July 5, 2014

What Will Your New Spouse Be Like?: An Answer

Gary Thomas — 

Untitled design (4)Answering This Famous Question in One Sentence:

Want to know what your current boyfriend or girlfriend will be like as a husband or wife?

The answer to this question could be the most important piece of information to consider before marrying your boyfriend or girlfriend. Or letting your kids marry their boyfriend or girlfriend.

And the best part? The answer to this question can be said in one sentence.


The Question:

What will my significant other be like as a spouse?


The Answer:

“The best predictor of future behavior is past behavior.”

(This is according to my good friend, Dr. Steve Wilke.)

It’s as easy as that. What are they like now?


Does she fall apart when things don’t go perfectly? Does the slightest disappointment lead her to act like nothing ever goes right?
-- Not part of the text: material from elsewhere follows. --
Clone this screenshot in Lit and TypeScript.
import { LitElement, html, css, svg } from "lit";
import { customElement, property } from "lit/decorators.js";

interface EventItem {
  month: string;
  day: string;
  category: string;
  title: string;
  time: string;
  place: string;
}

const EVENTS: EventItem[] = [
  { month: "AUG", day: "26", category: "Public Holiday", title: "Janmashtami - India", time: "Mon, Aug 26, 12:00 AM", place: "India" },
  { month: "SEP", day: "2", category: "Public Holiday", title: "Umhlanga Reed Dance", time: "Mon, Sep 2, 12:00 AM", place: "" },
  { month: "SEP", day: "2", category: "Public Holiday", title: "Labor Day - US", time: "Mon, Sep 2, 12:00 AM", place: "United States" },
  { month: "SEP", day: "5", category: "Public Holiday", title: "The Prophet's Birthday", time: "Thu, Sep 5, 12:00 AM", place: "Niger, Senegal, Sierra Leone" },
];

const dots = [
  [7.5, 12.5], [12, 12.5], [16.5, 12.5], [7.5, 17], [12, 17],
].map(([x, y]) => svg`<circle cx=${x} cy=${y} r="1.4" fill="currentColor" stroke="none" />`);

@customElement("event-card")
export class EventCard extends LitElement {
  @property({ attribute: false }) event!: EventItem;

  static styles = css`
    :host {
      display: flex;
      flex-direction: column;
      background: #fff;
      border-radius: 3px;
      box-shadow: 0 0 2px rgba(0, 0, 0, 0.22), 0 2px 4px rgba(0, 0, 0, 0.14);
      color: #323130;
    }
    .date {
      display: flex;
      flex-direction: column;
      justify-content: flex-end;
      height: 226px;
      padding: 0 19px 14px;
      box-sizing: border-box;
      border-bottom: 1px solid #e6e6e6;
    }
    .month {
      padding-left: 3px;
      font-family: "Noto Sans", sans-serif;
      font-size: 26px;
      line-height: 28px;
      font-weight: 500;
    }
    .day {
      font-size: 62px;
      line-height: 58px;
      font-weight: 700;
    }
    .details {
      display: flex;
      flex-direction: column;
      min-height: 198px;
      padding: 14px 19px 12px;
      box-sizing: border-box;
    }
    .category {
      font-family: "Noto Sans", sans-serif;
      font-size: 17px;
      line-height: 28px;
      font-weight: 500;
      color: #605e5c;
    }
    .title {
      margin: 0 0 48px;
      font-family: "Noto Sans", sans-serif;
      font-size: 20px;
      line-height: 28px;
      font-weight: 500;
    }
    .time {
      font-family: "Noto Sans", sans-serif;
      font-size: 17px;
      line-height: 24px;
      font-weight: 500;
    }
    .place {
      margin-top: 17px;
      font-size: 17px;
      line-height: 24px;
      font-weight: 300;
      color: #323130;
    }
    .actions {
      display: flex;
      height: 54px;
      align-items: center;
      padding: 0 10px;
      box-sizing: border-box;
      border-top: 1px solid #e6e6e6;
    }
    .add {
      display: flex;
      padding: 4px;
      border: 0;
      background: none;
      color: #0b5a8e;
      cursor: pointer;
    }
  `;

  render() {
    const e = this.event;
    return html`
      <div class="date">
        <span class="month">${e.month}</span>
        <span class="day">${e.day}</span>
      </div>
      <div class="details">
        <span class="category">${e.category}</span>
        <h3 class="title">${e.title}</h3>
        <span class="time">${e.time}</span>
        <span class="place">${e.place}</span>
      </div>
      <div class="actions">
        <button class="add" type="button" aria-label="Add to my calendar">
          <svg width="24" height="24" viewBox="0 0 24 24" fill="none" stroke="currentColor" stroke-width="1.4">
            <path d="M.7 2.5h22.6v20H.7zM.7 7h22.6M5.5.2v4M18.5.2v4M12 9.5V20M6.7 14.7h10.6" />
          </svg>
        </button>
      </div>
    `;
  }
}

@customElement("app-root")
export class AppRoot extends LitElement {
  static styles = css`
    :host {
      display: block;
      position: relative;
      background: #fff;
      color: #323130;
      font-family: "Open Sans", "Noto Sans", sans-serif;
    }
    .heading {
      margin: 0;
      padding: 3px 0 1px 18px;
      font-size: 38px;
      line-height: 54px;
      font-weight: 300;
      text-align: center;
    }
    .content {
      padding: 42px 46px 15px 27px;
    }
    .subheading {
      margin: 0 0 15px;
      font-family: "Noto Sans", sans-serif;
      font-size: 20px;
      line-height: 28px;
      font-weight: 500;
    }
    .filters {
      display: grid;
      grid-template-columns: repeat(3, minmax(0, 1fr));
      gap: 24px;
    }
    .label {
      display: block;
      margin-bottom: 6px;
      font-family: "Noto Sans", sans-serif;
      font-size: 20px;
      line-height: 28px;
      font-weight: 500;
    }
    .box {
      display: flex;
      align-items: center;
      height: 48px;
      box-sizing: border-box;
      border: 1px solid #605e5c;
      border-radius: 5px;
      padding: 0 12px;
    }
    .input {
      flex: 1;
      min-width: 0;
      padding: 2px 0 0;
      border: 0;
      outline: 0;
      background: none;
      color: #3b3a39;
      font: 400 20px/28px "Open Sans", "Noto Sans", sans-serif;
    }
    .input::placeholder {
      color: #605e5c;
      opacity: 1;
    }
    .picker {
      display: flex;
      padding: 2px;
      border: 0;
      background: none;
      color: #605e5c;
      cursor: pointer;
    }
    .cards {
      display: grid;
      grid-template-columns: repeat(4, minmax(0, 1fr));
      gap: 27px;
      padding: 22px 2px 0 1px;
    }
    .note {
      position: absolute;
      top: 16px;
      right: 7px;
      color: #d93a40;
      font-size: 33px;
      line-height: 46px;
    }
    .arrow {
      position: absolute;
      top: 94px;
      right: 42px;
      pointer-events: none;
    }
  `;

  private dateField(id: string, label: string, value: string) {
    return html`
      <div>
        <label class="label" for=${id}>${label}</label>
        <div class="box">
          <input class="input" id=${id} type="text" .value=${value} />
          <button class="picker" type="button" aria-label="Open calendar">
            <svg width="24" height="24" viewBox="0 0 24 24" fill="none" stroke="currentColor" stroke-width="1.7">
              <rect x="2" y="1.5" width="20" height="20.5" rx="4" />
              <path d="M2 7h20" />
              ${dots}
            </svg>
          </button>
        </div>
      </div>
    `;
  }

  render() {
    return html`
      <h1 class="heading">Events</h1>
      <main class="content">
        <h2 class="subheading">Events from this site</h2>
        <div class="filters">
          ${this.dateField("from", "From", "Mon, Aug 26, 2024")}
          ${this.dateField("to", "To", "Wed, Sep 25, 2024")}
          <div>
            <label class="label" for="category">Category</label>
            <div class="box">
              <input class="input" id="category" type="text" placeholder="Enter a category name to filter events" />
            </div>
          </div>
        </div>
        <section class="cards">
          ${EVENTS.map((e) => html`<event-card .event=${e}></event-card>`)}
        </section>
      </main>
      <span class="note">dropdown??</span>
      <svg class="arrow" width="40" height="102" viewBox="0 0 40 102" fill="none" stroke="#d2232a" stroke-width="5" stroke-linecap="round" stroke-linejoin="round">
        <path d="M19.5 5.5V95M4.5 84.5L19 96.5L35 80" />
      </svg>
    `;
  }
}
That’s what she’ll be like as a wife.

Does he check out of life when he’s under stress, escaping into video games or worse? Then that’s what he’ll do as a husband.

Putting a ring on someone’s finger doesn’t change their brain—it just means you now own their issues.


Where those dating go wrong:

I almost had empathy for a wife, married two years, until she completed her sentence: “My husband spends 6 hours a day playing video games…just like he did before we got married!”

How could she not expect that?

Did she think marriage would “cure” her husband of his fascination with a passive past-time?

Remember: the brain doesn’t change just because you put a wedding ring on someone’s finger.

A man who married a younger woman was frustrated that she was a bit messy.  Well, maybe more than a bit.  The thing is, she didn’t notice the mess, and she didn’t even seem to care.  But guys, when a girlfriend’s apartment or bedroom is constantly messy, do you think a diamond ring and a thirty-minute ceremony will suddenly turn her into a neat-freak?  Really?


A solution: “How do they behave now?”

If you want to know how your boyfriend or girlfriend will behave as a spouse, honestly examine how they have behaved after their infatuation with you died down (infatuated people are a little more motivated to put up a false front).  If you get engaged and/or married in the flush of infatuation, just realize you don’t really know what you’re signing up for.  You might get lucky—or then again, you might not.

Remember the Wilke dictum: the best predictor of future behavior is past behavior.

Sharing this with a friend or family member currently in a serious relationship looking to move forward could save them a world of trouble. Or at least help them realize that the problem needs to be solved before getting married, not after.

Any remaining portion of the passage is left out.